Rows from a dataset of pages and code

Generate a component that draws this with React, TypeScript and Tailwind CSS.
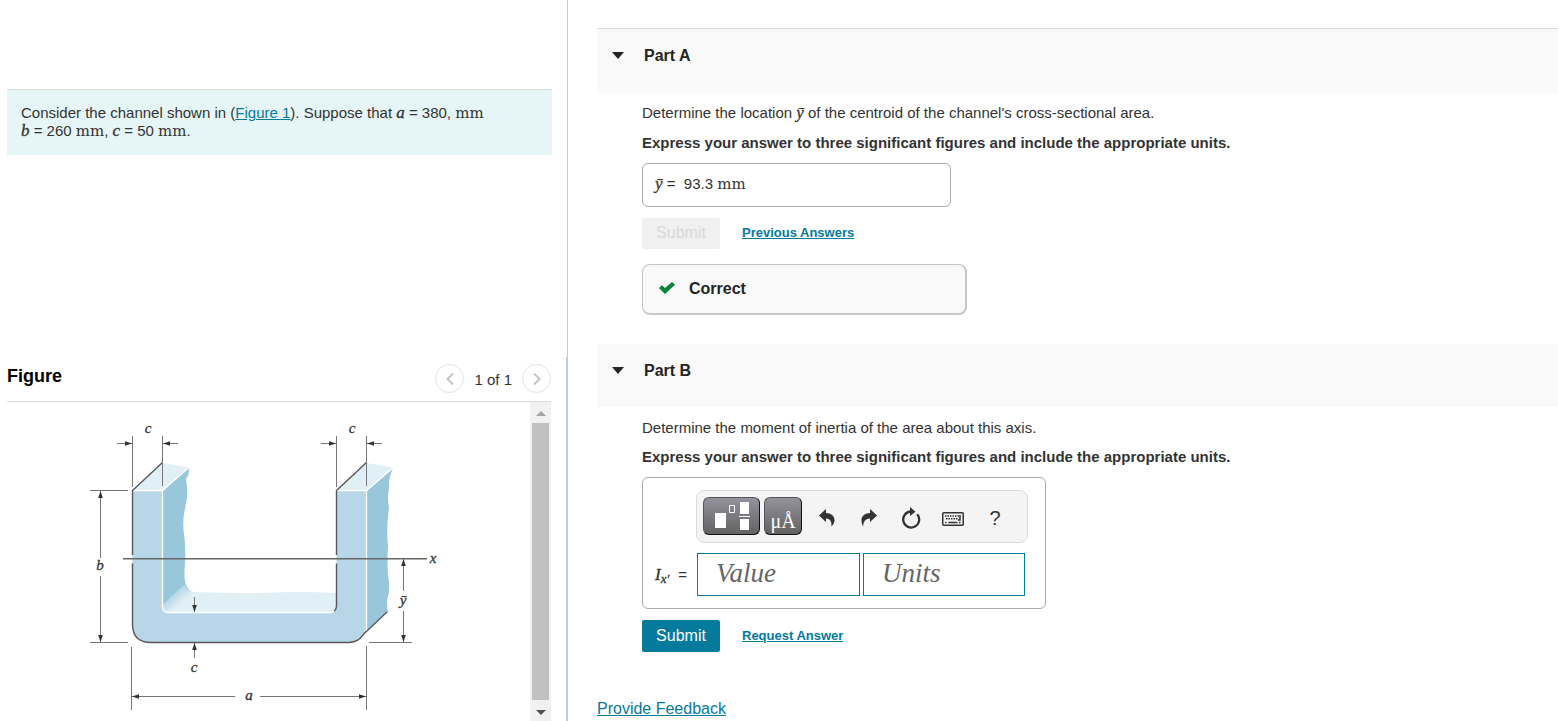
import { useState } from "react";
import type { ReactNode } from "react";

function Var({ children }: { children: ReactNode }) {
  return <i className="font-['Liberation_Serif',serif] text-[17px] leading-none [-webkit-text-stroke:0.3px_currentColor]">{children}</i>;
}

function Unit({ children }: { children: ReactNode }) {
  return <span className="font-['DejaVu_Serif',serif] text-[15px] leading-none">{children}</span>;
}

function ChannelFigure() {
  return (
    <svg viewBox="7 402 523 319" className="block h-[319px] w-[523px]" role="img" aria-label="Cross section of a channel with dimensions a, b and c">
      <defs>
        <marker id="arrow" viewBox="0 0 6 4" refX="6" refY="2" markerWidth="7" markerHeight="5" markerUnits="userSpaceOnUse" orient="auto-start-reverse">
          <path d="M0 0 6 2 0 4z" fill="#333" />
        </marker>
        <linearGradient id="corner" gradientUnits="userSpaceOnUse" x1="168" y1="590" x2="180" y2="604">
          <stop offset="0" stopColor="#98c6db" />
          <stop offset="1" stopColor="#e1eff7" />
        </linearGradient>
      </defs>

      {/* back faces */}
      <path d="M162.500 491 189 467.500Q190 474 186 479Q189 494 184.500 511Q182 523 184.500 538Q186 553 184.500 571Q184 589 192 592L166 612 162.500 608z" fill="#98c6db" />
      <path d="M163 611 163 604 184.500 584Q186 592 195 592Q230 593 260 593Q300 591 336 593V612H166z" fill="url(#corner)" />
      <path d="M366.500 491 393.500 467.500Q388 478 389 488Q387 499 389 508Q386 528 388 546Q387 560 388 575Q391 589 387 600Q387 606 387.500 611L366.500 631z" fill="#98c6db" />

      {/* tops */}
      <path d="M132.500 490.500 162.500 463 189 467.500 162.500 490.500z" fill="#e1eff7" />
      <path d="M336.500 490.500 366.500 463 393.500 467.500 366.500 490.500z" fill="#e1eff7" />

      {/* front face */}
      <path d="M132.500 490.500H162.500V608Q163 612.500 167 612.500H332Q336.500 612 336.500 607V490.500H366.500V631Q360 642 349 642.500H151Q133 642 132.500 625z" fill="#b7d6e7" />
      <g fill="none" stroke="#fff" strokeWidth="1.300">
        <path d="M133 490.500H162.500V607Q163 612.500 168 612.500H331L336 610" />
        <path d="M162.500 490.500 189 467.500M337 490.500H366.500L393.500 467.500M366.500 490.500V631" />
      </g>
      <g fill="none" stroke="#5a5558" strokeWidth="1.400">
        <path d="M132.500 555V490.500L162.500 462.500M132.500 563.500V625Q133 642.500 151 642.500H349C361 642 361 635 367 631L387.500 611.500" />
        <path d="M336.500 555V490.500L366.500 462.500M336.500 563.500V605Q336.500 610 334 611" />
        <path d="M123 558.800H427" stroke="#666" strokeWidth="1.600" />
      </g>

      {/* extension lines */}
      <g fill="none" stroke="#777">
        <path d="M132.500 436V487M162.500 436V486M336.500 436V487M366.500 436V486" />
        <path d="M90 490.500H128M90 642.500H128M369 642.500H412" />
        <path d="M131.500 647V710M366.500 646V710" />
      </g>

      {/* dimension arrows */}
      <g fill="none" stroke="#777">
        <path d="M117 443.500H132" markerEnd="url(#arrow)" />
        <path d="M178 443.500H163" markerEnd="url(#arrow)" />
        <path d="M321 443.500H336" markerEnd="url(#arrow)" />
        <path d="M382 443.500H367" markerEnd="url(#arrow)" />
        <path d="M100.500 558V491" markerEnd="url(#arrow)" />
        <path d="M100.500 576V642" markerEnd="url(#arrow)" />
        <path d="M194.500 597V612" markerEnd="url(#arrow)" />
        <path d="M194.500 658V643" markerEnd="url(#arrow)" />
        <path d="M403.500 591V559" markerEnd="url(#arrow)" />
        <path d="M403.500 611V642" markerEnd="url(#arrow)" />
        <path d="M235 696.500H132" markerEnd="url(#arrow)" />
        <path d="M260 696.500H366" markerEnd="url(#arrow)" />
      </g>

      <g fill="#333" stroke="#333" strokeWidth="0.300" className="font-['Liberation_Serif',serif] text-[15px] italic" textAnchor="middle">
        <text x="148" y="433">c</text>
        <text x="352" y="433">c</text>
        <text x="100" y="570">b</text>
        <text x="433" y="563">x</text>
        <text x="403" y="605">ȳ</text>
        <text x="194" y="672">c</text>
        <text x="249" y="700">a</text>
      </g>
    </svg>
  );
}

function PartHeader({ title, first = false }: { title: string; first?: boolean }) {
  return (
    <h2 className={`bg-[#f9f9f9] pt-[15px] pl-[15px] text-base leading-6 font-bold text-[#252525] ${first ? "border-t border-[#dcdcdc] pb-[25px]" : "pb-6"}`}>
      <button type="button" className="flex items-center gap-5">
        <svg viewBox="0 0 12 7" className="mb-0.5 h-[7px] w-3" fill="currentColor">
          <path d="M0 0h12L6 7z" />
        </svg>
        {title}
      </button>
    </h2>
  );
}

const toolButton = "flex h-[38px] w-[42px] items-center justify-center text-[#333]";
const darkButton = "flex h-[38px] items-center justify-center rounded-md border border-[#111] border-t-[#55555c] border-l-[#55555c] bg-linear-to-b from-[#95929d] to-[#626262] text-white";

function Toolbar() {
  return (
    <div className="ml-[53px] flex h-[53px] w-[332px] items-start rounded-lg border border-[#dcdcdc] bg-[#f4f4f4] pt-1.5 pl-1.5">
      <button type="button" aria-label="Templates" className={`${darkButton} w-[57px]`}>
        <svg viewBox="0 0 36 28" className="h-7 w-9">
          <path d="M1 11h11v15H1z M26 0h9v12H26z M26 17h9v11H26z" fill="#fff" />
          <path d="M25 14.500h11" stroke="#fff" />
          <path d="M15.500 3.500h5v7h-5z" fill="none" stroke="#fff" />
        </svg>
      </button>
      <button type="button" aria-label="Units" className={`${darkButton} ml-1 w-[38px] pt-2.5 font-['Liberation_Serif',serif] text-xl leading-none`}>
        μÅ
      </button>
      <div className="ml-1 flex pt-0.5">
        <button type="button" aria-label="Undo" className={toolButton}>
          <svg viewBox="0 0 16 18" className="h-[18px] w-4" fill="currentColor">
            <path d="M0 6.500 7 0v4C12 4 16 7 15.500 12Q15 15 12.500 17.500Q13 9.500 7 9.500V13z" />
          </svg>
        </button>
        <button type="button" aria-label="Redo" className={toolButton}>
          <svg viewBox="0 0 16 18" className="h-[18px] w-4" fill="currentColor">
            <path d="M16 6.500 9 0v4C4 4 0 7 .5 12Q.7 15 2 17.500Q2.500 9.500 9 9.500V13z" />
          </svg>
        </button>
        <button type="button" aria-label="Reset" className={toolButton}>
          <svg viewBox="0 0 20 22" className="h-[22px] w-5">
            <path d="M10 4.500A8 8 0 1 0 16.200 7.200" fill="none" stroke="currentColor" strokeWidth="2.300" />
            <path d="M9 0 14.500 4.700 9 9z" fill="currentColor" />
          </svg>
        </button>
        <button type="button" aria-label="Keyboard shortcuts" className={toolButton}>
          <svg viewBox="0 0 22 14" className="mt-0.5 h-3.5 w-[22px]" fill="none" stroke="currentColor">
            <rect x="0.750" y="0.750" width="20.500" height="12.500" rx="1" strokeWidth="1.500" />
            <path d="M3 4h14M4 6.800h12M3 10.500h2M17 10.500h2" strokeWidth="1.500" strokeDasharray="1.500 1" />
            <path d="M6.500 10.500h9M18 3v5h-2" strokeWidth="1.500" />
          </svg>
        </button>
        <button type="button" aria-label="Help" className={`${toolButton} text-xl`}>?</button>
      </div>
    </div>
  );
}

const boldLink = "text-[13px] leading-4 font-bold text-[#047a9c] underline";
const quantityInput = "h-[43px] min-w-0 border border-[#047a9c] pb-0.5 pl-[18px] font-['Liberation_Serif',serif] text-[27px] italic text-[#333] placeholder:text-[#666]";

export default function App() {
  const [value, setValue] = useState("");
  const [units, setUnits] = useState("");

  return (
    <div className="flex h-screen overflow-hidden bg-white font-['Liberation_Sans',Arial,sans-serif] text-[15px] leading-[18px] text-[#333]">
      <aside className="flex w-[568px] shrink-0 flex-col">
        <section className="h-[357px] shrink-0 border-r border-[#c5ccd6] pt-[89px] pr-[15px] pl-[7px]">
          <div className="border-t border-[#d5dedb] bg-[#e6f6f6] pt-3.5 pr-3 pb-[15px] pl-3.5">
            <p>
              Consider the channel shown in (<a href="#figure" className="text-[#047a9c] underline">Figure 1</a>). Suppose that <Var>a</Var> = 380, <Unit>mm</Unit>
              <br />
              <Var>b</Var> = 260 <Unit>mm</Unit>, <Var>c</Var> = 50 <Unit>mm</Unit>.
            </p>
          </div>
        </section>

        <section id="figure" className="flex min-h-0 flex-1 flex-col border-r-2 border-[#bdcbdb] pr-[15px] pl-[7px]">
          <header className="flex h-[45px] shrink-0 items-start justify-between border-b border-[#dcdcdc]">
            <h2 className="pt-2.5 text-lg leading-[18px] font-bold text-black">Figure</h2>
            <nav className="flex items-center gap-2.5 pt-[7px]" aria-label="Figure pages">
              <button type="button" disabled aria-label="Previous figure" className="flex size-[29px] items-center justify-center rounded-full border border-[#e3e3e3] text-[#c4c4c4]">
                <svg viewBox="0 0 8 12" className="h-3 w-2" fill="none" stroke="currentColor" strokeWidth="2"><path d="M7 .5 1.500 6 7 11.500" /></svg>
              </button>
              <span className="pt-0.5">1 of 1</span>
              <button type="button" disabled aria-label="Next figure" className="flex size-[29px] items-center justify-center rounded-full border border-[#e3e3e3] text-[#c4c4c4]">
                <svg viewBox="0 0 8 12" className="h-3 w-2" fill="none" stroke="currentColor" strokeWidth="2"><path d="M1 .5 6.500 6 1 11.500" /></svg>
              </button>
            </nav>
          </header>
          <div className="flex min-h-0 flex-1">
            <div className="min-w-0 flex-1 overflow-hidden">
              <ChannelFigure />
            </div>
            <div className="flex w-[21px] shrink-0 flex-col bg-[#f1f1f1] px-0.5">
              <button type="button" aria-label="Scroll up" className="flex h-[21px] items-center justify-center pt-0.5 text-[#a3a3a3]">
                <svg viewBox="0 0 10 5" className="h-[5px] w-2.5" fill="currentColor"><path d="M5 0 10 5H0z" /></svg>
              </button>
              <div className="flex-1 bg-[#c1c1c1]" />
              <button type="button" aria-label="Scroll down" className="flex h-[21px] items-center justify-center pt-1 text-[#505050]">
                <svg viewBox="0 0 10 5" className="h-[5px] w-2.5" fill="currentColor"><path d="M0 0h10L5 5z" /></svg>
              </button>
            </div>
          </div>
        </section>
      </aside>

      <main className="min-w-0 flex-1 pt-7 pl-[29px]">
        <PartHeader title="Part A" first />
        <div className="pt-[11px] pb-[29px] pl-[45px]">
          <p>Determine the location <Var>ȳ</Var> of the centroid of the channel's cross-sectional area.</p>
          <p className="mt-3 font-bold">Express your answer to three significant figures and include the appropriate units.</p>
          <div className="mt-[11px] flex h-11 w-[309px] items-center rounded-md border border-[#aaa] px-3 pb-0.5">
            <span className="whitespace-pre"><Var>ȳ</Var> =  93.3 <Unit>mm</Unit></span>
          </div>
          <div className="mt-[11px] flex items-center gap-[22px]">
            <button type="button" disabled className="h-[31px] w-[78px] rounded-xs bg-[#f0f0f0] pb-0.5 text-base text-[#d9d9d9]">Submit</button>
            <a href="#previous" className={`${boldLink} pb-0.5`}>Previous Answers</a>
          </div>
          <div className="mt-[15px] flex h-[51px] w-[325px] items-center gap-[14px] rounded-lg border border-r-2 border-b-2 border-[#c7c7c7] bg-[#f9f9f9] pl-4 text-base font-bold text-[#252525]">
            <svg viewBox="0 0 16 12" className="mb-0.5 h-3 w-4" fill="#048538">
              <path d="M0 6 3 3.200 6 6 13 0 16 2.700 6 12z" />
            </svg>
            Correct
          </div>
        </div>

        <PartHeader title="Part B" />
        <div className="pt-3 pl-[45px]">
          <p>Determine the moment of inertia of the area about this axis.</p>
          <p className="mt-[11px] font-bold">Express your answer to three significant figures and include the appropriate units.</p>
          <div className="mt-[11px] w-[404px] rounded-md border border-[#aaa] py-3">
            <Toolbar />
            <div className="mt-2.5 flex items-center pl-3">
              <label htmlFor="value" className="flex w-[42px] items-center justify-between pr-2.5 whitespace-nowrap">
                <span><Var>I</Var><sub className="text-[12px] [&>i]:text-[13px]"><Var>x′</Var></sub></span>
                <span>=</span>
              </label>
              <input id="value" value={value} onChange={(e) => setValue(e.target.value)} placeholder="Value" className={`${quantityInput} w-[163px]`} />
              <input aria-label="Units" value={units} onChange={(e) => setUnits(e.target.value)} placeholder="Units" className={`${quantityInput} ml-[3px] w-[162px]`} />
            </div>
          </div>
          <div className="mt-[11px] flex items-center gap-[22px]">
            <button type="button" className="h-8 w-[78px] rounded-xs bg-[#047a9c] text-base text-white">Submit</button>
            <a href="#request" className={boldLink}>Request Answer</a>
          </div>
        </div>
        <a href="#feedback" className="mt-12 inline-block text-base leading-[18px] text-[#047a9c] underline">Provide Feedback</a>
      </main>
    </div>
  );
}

* * *

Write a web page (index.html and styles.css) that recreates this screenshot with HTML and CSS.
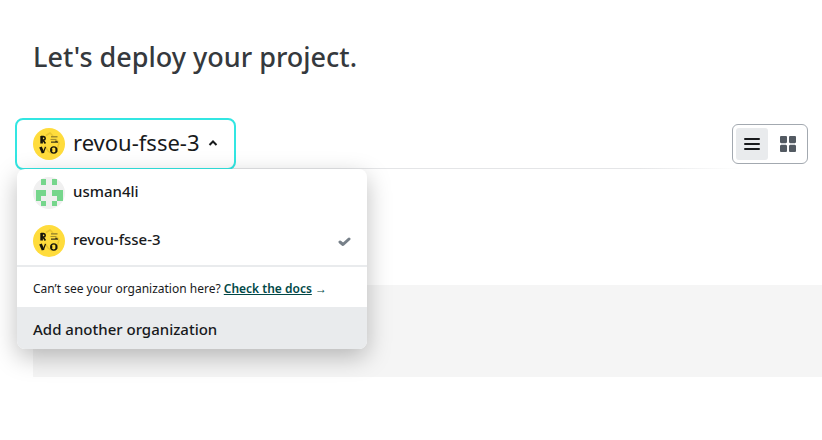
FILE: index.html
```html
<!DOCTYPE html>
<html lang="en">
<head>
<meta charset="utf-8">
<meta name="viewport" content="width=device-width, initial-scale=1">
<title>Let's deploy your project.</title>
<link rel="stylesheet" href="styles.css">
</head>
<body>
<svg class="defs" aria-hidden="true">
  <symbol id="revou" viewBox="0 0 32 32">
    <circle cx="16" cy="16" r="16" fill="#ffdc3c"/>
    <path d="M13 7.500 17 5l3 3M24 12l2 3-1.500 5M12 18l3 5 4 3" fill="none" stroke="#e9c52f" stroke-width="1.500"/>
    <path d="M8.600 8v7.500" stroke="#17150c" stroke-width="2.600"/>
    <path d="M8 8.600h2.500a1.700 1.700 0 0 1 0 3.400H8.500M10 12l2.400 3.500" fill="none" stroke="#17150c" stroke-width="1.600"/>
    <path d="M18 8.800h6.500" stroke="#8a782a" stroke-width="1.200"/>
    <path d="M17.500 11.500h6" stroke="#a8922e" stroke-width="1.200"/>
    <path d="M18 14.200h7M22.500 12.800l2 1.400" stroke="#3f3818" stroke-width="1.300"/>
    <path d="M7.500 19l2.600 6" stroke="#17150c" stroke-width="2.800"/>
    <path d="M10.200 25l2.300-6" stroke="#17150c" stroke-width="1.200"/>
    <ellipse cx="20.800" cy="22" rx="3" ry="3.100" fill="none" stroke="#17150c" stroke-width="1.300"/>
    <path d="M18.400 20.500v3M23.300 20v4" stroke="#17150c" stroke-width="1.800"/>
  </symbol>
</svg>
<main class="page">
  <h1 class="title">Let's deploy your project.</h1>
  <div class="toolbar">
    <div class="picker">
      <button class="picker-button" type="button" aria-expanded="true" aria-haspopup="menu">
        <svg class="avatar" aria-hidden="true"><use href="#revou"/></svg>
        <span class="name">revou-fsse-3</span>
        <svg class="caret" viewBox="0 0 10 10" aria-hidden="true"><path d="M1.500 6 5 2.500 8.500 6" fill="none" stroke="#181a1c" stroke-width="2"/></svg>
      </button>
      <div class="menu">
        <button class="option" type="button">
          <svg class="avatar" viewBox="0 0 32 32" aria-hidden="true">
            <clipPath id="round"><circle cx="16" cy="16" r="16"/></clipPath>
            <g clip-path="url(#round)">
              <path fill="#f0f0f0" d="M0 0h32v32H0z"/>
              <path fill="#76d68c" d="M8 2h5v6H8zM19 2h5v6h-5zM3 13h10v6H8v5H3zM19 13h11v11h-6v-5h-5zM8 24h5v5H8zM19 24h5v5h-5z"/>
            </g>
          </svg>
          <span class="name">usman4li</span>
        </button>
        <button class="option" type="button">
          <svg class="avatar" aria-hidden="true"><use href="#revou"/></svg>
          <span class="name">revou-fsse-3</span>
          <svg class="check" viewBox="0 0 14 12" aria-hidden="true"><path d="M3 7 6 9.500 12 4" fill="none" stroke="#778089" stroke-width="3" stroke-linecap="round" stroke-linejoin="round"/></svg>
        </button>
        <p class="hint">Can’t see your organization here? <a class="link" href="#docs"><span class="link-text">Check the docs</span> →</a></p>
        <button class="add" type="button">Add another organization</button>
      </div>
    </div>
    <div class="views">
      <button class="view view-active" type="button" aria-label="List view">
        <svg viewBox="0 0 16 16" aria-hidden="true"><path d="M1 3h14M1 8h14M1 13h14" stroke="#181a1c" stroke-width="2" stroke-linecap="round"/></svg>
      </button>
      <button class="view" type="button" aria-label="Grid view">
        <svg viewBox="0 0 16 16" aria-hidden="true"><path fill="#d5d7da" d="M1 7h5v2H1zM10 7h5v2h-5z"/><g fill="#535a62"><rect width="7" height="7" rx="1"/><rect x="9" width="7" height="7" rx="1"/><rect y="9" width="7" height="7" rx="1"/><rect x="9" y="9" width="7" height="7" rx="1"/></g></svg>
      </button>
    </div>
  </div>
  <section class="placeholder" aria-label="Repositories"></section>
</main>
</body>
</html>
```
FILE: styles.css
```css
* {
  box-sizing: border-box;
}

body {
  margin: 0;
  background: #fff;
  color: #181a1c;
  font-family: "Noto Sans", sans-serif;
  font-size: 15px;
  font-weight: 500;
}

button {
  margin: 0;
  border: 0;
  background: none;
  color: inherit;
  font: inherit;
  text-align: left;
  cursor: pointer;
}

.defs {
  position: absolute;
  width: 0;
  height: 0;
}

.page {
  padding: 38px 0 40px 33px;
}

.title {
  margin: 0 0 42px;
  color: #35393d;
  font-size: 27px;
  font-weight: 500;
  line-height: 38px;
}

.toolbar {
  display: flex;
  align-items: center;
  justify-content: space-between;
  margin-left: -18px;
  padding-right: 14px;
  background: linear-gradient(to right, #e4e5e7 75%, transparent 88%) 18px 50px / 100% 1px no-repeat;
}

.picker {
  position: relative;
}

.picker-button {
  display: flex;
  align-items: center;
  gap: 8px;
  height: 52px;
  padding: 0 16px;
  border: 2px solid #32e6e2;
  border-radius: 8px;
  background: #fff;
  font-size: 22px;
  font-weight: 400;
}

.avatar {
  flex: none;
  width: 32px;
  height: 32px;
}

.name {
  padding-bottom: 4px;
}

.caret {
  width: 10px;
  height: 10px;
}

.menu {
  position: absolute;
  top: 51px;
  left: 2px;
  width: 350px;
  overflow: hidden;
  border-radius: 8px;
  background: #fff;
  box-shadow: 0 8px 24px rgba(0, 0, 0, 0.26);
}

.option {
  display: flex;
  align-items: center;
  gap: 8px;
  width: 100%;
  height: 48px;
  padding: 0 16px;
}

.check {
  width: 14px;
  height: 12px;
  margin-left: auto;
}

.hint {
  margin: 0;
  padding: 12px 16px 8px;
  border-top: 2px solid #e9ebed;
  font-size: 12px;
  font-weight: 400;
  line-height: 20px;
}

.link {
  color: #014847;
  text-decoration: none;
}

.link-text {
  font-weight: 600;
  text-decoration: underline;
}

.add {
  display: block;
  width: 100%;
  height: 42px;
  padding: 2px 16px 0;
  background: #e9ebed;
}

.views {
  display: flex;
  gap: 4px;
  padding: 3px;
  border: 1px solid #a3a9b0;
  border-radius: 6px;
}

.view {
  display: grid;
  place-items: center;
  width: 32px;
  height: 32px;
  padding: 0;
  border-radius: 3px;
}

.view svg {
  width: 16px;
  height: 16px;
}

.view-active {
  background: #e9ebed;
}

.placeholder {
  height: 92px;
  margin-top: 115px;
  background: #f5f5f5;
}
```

AIM => Each line that has the word "with" should be copied.

SOLUTION =>
Generate a component that draws this with React, TypeScript and Tailwind CSS.
    <svg viewBox="7 402 523 319" className="block h-[319px] w-[523px]" role="img" aria-label="Cross section of a channel with dimensions a, b and c">
Write a web page (index.html and styles.css) that recreates this screenshot with HTML and CSS.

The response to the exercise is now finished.